(Code that builds pages)
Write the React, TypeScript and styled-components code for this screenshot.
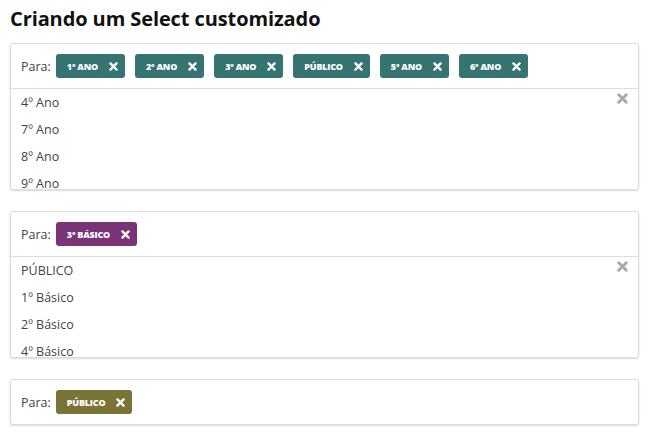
import React from 'react'
import styled, { createGlobalStyle } from 'styled-components'

const GlobalStyle = createGlobalStyle`
  body {
    margin: 0;
    background: #fff;
    font-family: 'Open Sans', 'Noto Sans', sans-serif;
    color: #333;
  }
`

const Page = styled.div`
  padding: 0 10px;
`

const Title = styled.h1`
  margin: 0;
  padding-top: 5px;
  height: 38px;
  font-size: 20px;
  font-weight: 700;
  color: #111;
  letter-spacing: -0.1px;
`

const Box = styled.div`
  border: 1px solid #dcdcdc;
  border-radius: 3px;
  box-shadow: 0 1px 2px rgba(0, 0, 0, 0.15);
  margin-bottom: 21px;
  background: #fff;
`

const Header = styled.div`
  display: flex;
  align-items: center;
  gap: 10px;
  height: 44px;
  padding: 0 10px;
`

const Label = styled.span`
  font-size: 12.5px;
  color: #444;
  margin-right: -5px;
`

const Tag = styled.span<{ $color: string }>`
  display: inline-flex;
  align-items: center;
  height: 24px;
  padding: 0 7px 0 11px;
  border-radius: 3px;
  background: ${p => p.$color};
  color: #fff;
  font-size: 9px;
  font-weight: 800;
  text-transform: uppercase;
  letter-spacing: -0.2px;

  svg {
    margin-left: 11px;
  }
`

const List = styled.div`
  position: relative;
  border-top: 1px solid #dcdcdc;
  height: 100px;
  overflow: hidden;
`

const Item = styled.div`
  height: 27px;
  line-height: 27px;
  padding: 0 10px;
  font-size: 12.5px;
  color: #444;
`

const Clear = styled.span`
  position: absolute;
  top: 4px;
  right: 10px;
  color: #a8a8a8;
  line-height: 0;
`

function Cross({ size = 9 }: { size?: number }) {
  return (
    <svg width={size} height={size} viewBox="0 0 10 10">
      <path
        d="M1.6 1.6 L8.4 8.4 M8.4 1.6 L1.6 8.4"
        stroke="currentColor"
        strokeWidth="2.6"
        strokeLinecap="round"
        fill="none"
      />
    </svg>
  )
}

type SelectProps = {
  color: string
  tags: string[]
  options?: string[]
}

function Select({ color, tags, options }: SelectProps) {
  return (
    <Box>
      <Header>
        <Label>Para:</Label>
        {tags.map(t => (
          <Tag key={t} $color={color}>
            {t}
            <Cross />
          </Tag>
        ))}
      </Header>
      {options && (
        <List>
          <Clear>
            <Cross size={11} />
          </Clear>
          {options.map(o => (
            <Item key={o}>{o}</Item>
          ))}
        </List>
      )}
    </Box>
  )
}

export default function App() {
  return (
    <Page>
      <GlobalStyle />
      <Title>Criando um Select customizado</Title>
      <Select
        color="#367471"
        tags={['1º Ano', '2º Ano', '3º Ano', 'Público', '5º Ano', '6º Ano']}
        options={['4º Ano', '7º Ano', '8º Ano', '9º Ano']}
      />
      <Select
        color="#7a3377"
        tags={['3º Básico']}
        options={['PÚBLICO', '1º Básico', '2º Básico', '4º Básico']}
      />
      <Select color="#7a7336" tags={['Público']} />
    </Page>
  )
}
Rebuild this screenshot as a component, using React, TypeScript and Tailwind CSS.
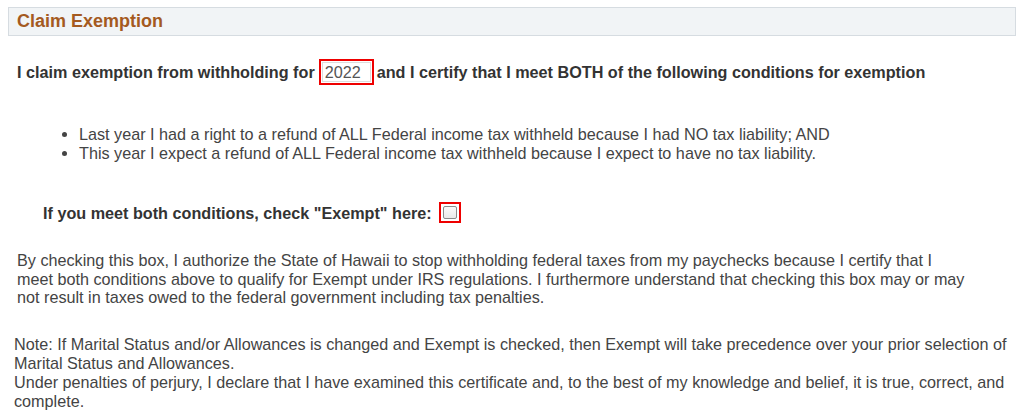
export default function App() {
  return (
    <div className="w-[1024px] h-[418px] bg-white overflow-hidden text-[16.2px] leading-[19px] text-[#444] font-['Liberation_Sans',Arial,sans-serif]">
      {/* Section header */}
      <div className="mx-[8px] mt-[7px] h-[29px] border border-[#d6dce1] bg-[#f1f4f6] flex items-center pl-[8px]">
        <h2 className="text-[18px] font-bold text-[#a45a1f]">Claim Exemption</h2>
      </div>

      {/* Certification line */}
      <div className="flex items-center pl-[17px] mt-[23px] font-bold text-[#333]">
        <span>I claim exemption from withholding for</span>
        <div className="ml-[4px] mr-[3px] w-[55px] h-[26px] border-2 border-[#e00] p-[1px]">
          <div className="h-full border border-[#ddd] bg-white flex items-center pl-[2px] font-normal text-[#555]">2022</div>
        </div>
        <span>and I certify that I meet BOTH of the following conditions for exemption</span>
      </div>

      {/* Conditions */}
      <ul className="mt-[40px] pl-[79px] list-disc">
        <li>Last year I had a right to a refund of ALL Federal income tax withheld because I had NO tax liability; AND</li>
        <li>This year I expect a refund of ALL Federal income tax withheld because I expect to have no tax liability.</li>
      </ul>

      {/* Exempt checkbox */}
      <div className="flex items-center pl-[43px] mt-[38px] font-bold text-[#333]">
        <span className="mt-[3px]">If you meet both conditions, check "Exempt" here:</span>
        <div className="ml-[7px] w-[22px] h-[21px] border-2 border-[#e00] flex items-center justify-center">
          <div className="w-[14px] h-[13px] rounded-[2px] border border-[#8a8a8a] bg-gradient-to-b from-[#fbfbfb] to-[#e9e9e9]" />
        </div>
      </div>

      {/* Authorization */}
      <p className="pl-[17px] mt-[28px] leading-[18.5px]">
        By checking this box, I authorize the State of Hawaii to stop withholding federal taxes from my paychecks because I certify that I
        <br />
        meet both conditions above to qualify for Exempt under IRS regulations. I furthermore understand that checking this box may or may
        <br />
        not result in taxes owed to the federal government including tax penalties.
      </p>

      {/* Note */}
      <p className="pl-[14px] mt-[28px]">
        Note: If Marital Status and/or Allowances is changed and Exempt is checked, then Exempt will take precedence over your prior selection of
        <br />
        Marital Status and Allowances.
        <br />
        Under penalties of perjury, I declare that I have examined this certificate and, to the best of my knowledge and belief, it is true, correct, and
        <br />
        complete.
      </p>
    </div>
  );
}
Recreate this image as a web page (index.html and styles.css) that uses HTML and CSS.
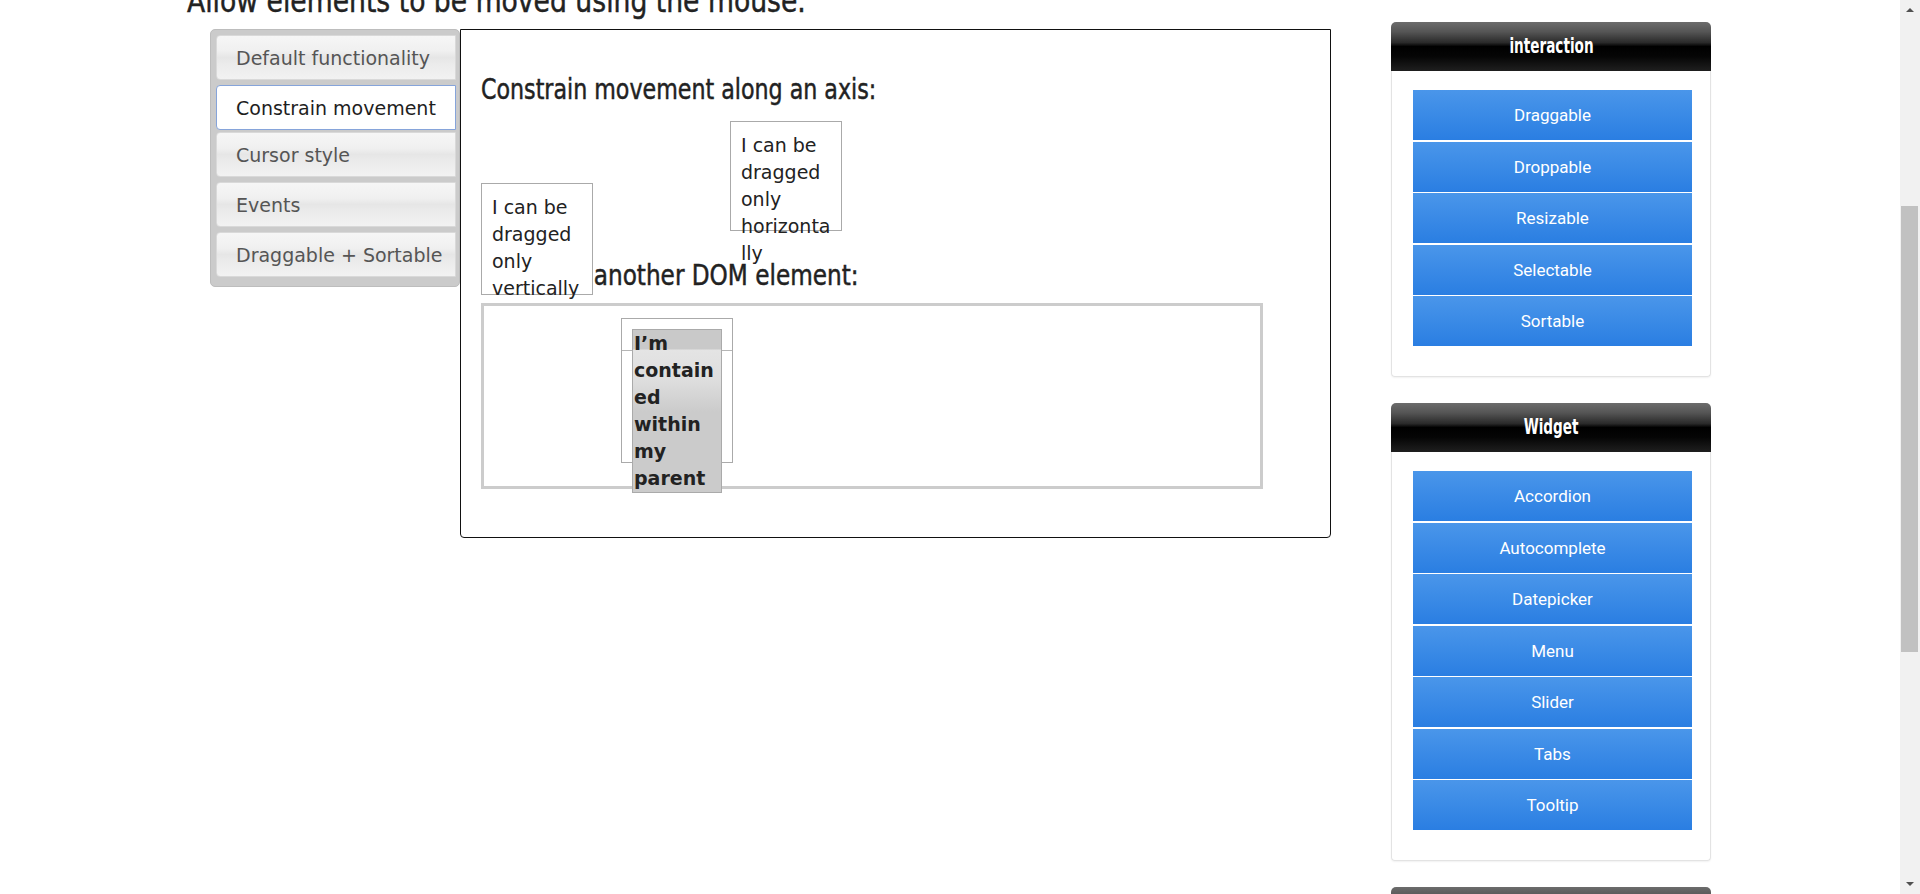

▶ [Your objective]: Ignore the images and quote every line of the listing exactly.

▶ [The completed task]:
Write the React, TypeScript and styled-components code for this screenshot.
import React from 'react'
import styled, { createGlobalStyle } from 'styled-components'

const GlobalStyle = createGlobalStyle`
  body {
    margin: 0;
    background: #fff;
    font-family: 'Open Sans', 'Noto Sans', sans-serif;
    color: #333;
  }
`

const Page = styled.div`
  padding: 0 10px;
`

const Title = styled.h1`
  margin: 0;
  padding-top: 5px;
  height: 38px;
  font-size: 20px;
  font-weight: 700;
  color: #111;
  letter-spacing: -0.1px;
`

const Box = styled.div`
  border: 1px solid #dcdcdc;
  border-radius: 3px;
  box-shadow: 0 1px 2px rgba(0, 0, 0, 0.15);
  margin-bottom: 21px;
  background: #fff;
`

const Header = styled.div`
  display: flex;
  align-items: center;
  gap: 10px;
  height: 44px;
  padding: 0 10px;
`

const Label = styled.span`
  font-size: 12.5px;
  color: #444;
  margin-right: -5px;
`

const Tag = styled.span<{ $color: string }>`
  display: inline-flex;
  align-items: center;
  height: 24px;
  padding: 0 7px 0 11px;
  border-radius: 3px;
  background: ${p => p.$color};
  color: #fff;
  font-size: 9px;
  font-weight: 800;
  text-transform: uppercase;
  letter-spacing: -0.2px;

  svg {
    margin-left: 11px;
  }
`

const List = styled.div`
  position: relative;
  border-top: 1px solid #dcdcdc;
  height: 100px;
  overflow: hidden;
`

const Item = styled.div`
  height: 27px;
  line-height: 27px;
  padding: 0 10px;
  font-size: 12.5px;
  color: #444;
`

const Clear = styled.span`
  position: absolute;
  top: 4px;
  right: 10px;
  color: #a8a8a8;
  line-height: 0;
`

function Cross({ size = 9 }: { size?: number }) {
  return (
    <svg width={size} height={size} viewBox="0 0 10 10">
      <path
        d="M1.6 1.6 L8.4 8.4 M8.4 1.6 L1.6 8.4"
        stroke="currentColor"
        strokeWidth="2.6"
        strokeLinecap="round"
        fill="none"
      />
    </svg>
  )
}

type SelectProps = {
  color: string
  tags: string[]
  options?: string[]
}

function Select({ color, tags, options }: SelectProps) {
  return (
    <Box>
      <Header>
        <Label>Para:</Label>
        {tags.map(t => (
          <Tag key={t} $color={color}>
            {t}
            <Cross />
          </Tag>
        ))}
      </Header>
      {options && (
        <List>
          <Clear>
            <Cross size={11} />
          </Clear>
          {options.map(o => (
            <Item key={o}>{o}</Item>
          ))}
        </List>
      )}
    </Box>
  )
}

export default function App() {
  return (
    <Page>
      <GlobalStyle />
      <Title>Criando um Select customizado</Title>
      <Select
        color="#367471"
        tags={['1º Ano', '2º Ano', '3º Ano', 'Público', '5º Ano', '6º Ano']}
        options={['4º Ano', '7º Ano', '8º Ano', '9º Ano']}
      />
      <Select
        color="#7a3377"
        tags={['3º Básico']}
        options={['PÚBLICO', '1º Básico', '2º Básico', '4º Básico']}
      />
      <Select color="#7a7336" tags={['Público']} />
    </Page>
  )
}
Rebuild this screenshot as a component, using React, TypeScript and Tailwind CSS.
export default function App() {
  return (
    <div className="w-[1024px] h-[418px] bg-white overflow-hidden text-[16.2px] leading-[19px] text-[#444] font-['Liberation_Sans',Arial,sans-serif]">
      {/* Section header */}
      <div className="mx-[8px] mt-[7px] h-[29px] border border-[#d6dce1] bg-[#f1f4f6] flex items-center pl-[8px]">
        <h2 className="text-[18px] font-bold text-[#a45a1f]">Claim Exemption</h2>
      </div>

      {/* Certification line */}
      <div className="flex items-center pl-[17px] mt-[23px] font-bold text-[#333]">
        <span>I claim exemption from withholding for</span>
        <div className="ml-[4px] mr-[3px] w-[55px] h-[26px] border-2 border-[#e00] p-[1px]">
          <div className="h-full border border-[#ddd] bg-white flex items-center pl-[2px] font-normal text-[#555]">2022</div>
        </div>
        <span>and I certify that I meet BOTH of the following conditions for exemption</span>
      </div>

      {/* Conditions */}
      <ul className="mt-[40px] pl-[79px] list-disc">
        <li>Last year I had a right to a refund of ALL Federal income tax withheld because I had NO tax liability; AND</li>
        <li>This year I expect a refund of ALL Federal income tax withheld because I expect to have no tax liability.</li>
      </ul>

      {/* Exempt checkbox */}
      <div className="flex items-center pl-[43px] mt-[38px] font-bold text-[#333]">
        <span className="mt-[3px]">If you meet both conditions, check "Exempt" here:</span>
        <div className="ml-[7px] w-[22px] h-[21px] border-2 border-[#e00] flex items-center justify-center">
          <div className="w-[14px] h-[13px] rounded-[2px] border border-[#8a8a8a] bg-gradient-to-b from-[#fbfbfb] to-[#e9e9e9]" />
        </div>
      </div>

      {/* Authorization */}
      <p className="pl-[17px] mt-[28px] leading-[18.5px]">
        By checking this box, I authorize the State of Hawaii to stop withholding federal taxes from my paychecks because I certify that I
        <br />
        meet both conditions above to qualify for Exempt under IRS regulations. I furthermore understand that checking this box may or may
        <br />
        not result in taxes owed to the federal government including tax penalties.
      </p>

      {/* Note */}
      <p className="pl-[14px] mt-[28px]">
        Note: If Marital Status and/or Allowances is changed and Exempt is checked, then Exempt will take precedence over your prior selection of
        <br />
        Marital Status and Allowances.
        <br />
        Under penalties of perjury, I declare that I have examined this certificate and, to the best of my knowledge and belief, it is true, correct, and
        <br />
        complete.
      </p>
    </div>
  );
}
Recreate this image as a web page (index.html and styles.css) that uses HTML and CSS.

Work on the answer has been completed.